TASK PROMPT: Look through the material below for "styles". Copy every line that contains it.

DATASET EXCERPT:
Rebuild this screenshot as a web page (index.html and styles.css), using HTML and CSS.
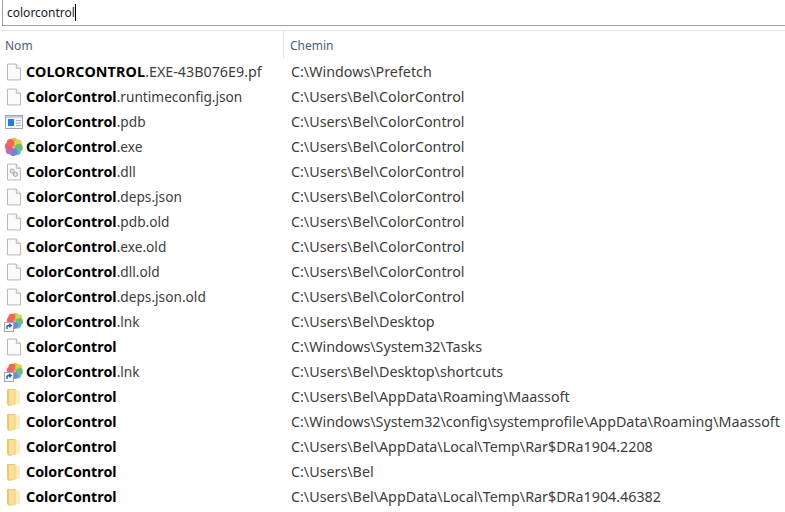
FILE: index.html
```html
<!DOCTYPE html>
<html lang="fr">
<head>
<meta charset="utf-8">
<title>Recherche</title>
<link rel="stylesheet" href="styles.css">
</head>
<body>
<svg class="defs" width="0" height="0" aria-hidden="true">
  <defs>
    <symbol id="file" viewBox="0 0 15 18">
      <path d="M.5 .5H10L14.500 5V17.500H.5Z" fill="#fbfbfb" stroke="#b2b2b2"/>
      <path d="M10 .5V5H14.500" fill="#f2f2f2" stroke="#b2b2b2"/>
    </symbol>
    <symbol id="dll" viewBox="0 0 15 18">
      <path d="M.5 .5H10L14.500 5V17.500H.5Z" fill="#fbfbfb" stroke="#b2b2b2"/>
      <path d="M10 .5V5H14.500" fill="#f2f2f2" stroke="#b2b2b2"/>
      <circle cx="5.500" cy="8" r="2.300" fill="#dfe5ea" stroke="#98a2ac"/>
      <circle cx="9" cy="11.500" r="2.300" fill="#dfe5ea" stroke="#98a2ac"/>
    </symbol>
    <symbol id="pdb" viewBox="0 0 18 14">
      <rect x=".5" y=".5" width="17" height="13" fill="#f5f7fb" stroke="#9aa5b6"/>
      <rect x="1" y="1" width="16" height="2" fill="#c3cfe0"/>
      <rect x="3" y="4" width="6" height="7" fill="#1e80e6"/>
      <path d="M11 5.500H16M11 8H16M11 10.500H16" stroke="#aab4c3"/>
    </symbol>
    <symbol id="flower" viewBox="0 0 20 20">
      <g opacity=".85">
        <circle cx="10" cy="5.300" r="4.200" fill="#f7a21e"/>
        <circle cx="14.200" cy="6.400" r="3.800" fill="#cdd02c"/>
        <circle cx="15" cy="10.600" r="3.900" fill="#58b54f"/>
        <circle cx="13" cy="14.500" r="3.800" fill="#39b3bd"/>
        <circle cx="9.300" cy="15" r="3.900" fill="#5d70cb"/>
        <circle cx="5.500" cy="13.400" r="3.800" fill="#9460bd"/>
        <circle cx="4.800" cy="9.300" r="3.900" fill="#e0446f"/>
        <circle cx="6.500" cy="5.700" r="3.800" fill="#ee4f36"/>
      </g>
      <circle cx="10" cy="10" r="2.200" fill="#c98f8c" opacity=".7"/>
    </symbol>
    <symbol id="link" viewBox="0 0 20 20">
      <use href="#flower" x="2" y="0" width="18" height="18"/>
      <rect x=".5" y="10.500" width="9" height="9" fill="#f4f4f4" stroke="#a8a8a8"/>
      <path d="M3 17V15Q3 13.500 5 13.500H7M5.200 11.700L7.200 13.500L5.200 15.300" fill="none" stroke="#1c62b8" stroke-width="1.400"/>
    </symbol>
    <symbol id="folder" viewBox="0 0 14 18">
      <path d="M0 1H8V16.500L2 18L0 16Z" fill="#e6c878"/>
      <path d="M2 2H8V16.500H2Z" fill="#fae09a"/>
      <path d="M8 1.500L13 3V15.500L8 16.500Z" fill="#fdecb8"/>
      <path d="M8 1.500V16.500" stroke="#f0d07a"/>
    </symbol>
  </defs>
</svg>
<main class="window">
  <div class="search"><span class="query">colorcontrol</span><span class="caret"></span></div>
  <div class="head">
    <div class="col-name">Nom</div>
    <div class="col-path">Chemin</div>
  </div>
  <ul class="rows">
    <li class="row"><span class="ico"><svg class="doc"><use href="#file"/></svg></span><span class="name caps"><b>COLORCONTROL</b>.EXE-43B076E9.pf</span><span class="path">C:\Windows\Prefetch</span></li>
    <li class="row"><span class="ico"><svg class="doc"><use href="#file"/></svg></span><span class="name"><b>ColorControl</b>.runtimeconfig.json</span><span class="path">C:\Users\Bel\ColorControl</span></li>
    <li class="row"><span class="ico"><svg class="pdb"><use href="#pdb"/></svg></span><span class="name"><b>ColorControl</b>.pdb</span><span class="path">C:\Users\Bel\ColorControl</span></li>
    <li class="row"><span class="ico"><svg class="app"><use href="#flower"/></svg></span><span class="name"><b>ColorControl</b>.exe</span><span class="path">C:\Users\Bel\ColorControl</span></li>
    <li class="row"><span class="ico"><svg class="doc"><use href="#dll"/></svg></span><span class="name"><b>ColorControl</b>.dll</span><span class="path">C:\Users\Bel\ColorControl</span></li>
    <li class="row"><span class="ico"><svg class="doc"><use href="#file"/></svg></span><span class="name"><b>ColorControl</b>.deps.json</span><span class="path">C:\Users\Bel\ColorControl</span></li>
    <li class="row"><span class="ico"><svg class="doc"><use href="#file"/></svg></span><span class="name"><b>ColorControl</b>.pdb.old</span><span class="path">C:\Users\Bel\ColorControl</span></li>
    <li class="row"><span class="ico"><svg class="doc"><use href="#file"/></svg></span><span class="name"><b>ColorControl</b>.exe.old</span><span class="path">C:\Users\Bel\ColorControl</span></li>
    <li class="row"><span class="ico"><svg class="doc"><use href="#file"/></svg></span><span class="name"><b>ColorControl</b>.dll.old</span><span class="path">C:\Users\Bel\ColorControl</span></li>
    <li class="row"><span class="ico"><svg class="doc"><use href="#file"/></svg></span><span class="name"><b>ColorControl</b>.deps.json.old</span><span class="path">C:\Users\Bel\ColorControl</span></li>
    <li class="row"><span class="ico"><svg class="app"><use href="#link"/></svg></span><span class="name"><b>ColorControl</b>.lnk</span><span class="path">C:\Users\Bel\Desktop</span></li>
    <li class="row"><span class="ico"><svg class="doc"><use href="#file"/></svg></span><span class="name"><b>ColorControl</b></span><span class="path">C:\Windows\System32\Tasks</span></li>
    <li class="row"><span class="ico"><svg class="app"><use href="#link"/></svg></span><span class="name"><b>ColorControl</b>.lnk</span><span class="path">C:\Users\Bel\Desktop\shortcuts</span></li>
    <li class="row"><span class="ico"><svg class="doc"><use href="#folder"/></svg></span><span class="name"><b>ColorControl</b></span><span class="path">C:\Users\Bel\AppData\Roaming\Maassoft</span></li>
    <li class="row"><span class="ico"><svg class="doc"><use href="#folder"/></svg></span><span class="name"><b>ColorControl</b></span><span class="path">C:\Windows\System32\config\systemprofile\AppData\Roaming\Maassoft</span></li>
    <li class="row"><span class="ico"><svg class="doc"><use href="#folder"/></svg></span><span class="name"><b>ColorControl</b></span><span class="path">C:\Users\Bel\AppData\Local\Temp\Rar$DRa1904.2208</span></li>
    <li class="row"><span class="ico"><svg class="doc"><use href="#folder"/></svg></span><span class="name"><b>ColorControl</b></span><span class="path">C:\Users\Bel</span></li>
    <li class="row"><span class="ico"><svg class="doc"><use href="#folder"/></svg></span><span class="name"><b>ColorControl</b></span><span class="path">C:\Users\Bel\AppData\Local\Temp\Rar$DRa1904.46382</span></li>
  </ul>
</main>
</body>
</html>
```
FILE: styles.css
```css
html, body {
  margin: 0;
  padding: 0;
  background: #fff;
  overflow: hidden;
}
.defs { display: block; height: 0; }
.window {
  width: 785px;
  height: 512px;
  overflow: hidden;
  font-family: "Noto Sans", "Open Sans", sans-serif;
  font-size: 14.3px;
  color: #3d3d3d;
}
.search {
  box-sizing: border-box;
  height: 26px;
  margin-left: 2px;
  padding-left: 4px;
  border-left: 1px solid #a0a0a0;
  border-bottom: 1px solid #a0a0a0;
  display: flex;
  align-items: center;
  color: #222;
  font-size: 12px;
}
.caret {
  width: 1px;
  height: 17px;
  background: #000;
}
.head {
  box-sizing: border-box;
  margin-top: 4px;
  height: 29px;
  border-top: 1px solid #e5e5e5;
  display: flex;
  font-size: 12px;
  color: #4c607a;
}
.col-name {
  box-sizing: border-box;
  width: 284px;
  padding: 6px 0 0 5px;
  border-right: 1px solid #e5e5e5;
}
.col-path {
  padding: 6px 0 0 6px;
}
.rows {
  list-style: none;
  margin: 0;
  padding: 0;
}
.row {
  height: 25px;
  display: flex;
  align-items: center;
  white-space: nowrap;
}
.ico {
  flex: none;
  width: 26px;
  height: 25px;
  display: flex;
  align-items: center;
}
.ico svg { display: block; }
.doc { width: 14px; height: 18px; margin-left: 7px; }
.pdb { width: 18px; height: 14px; margin-left: 5px; }
.app { width: 20px; height: 20px; margin-left: 4px; }
.name {
  width: 265px;
  flex: none;
  font-size: 13.7px;
}
.name b {
  color: #000;
  font-size: 14.3px;
  font-weight: 700;
}
.caps { font-size: 14.3px; }
.caps b { letter-spacing: .15px; }
```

COMPLETE RESPONSE:
Rebuild this screenshot as a web page (index.html and styles.css), using HTML and CSS.
<link rel="stylesheet" href="styles.css">
FILE: styles.css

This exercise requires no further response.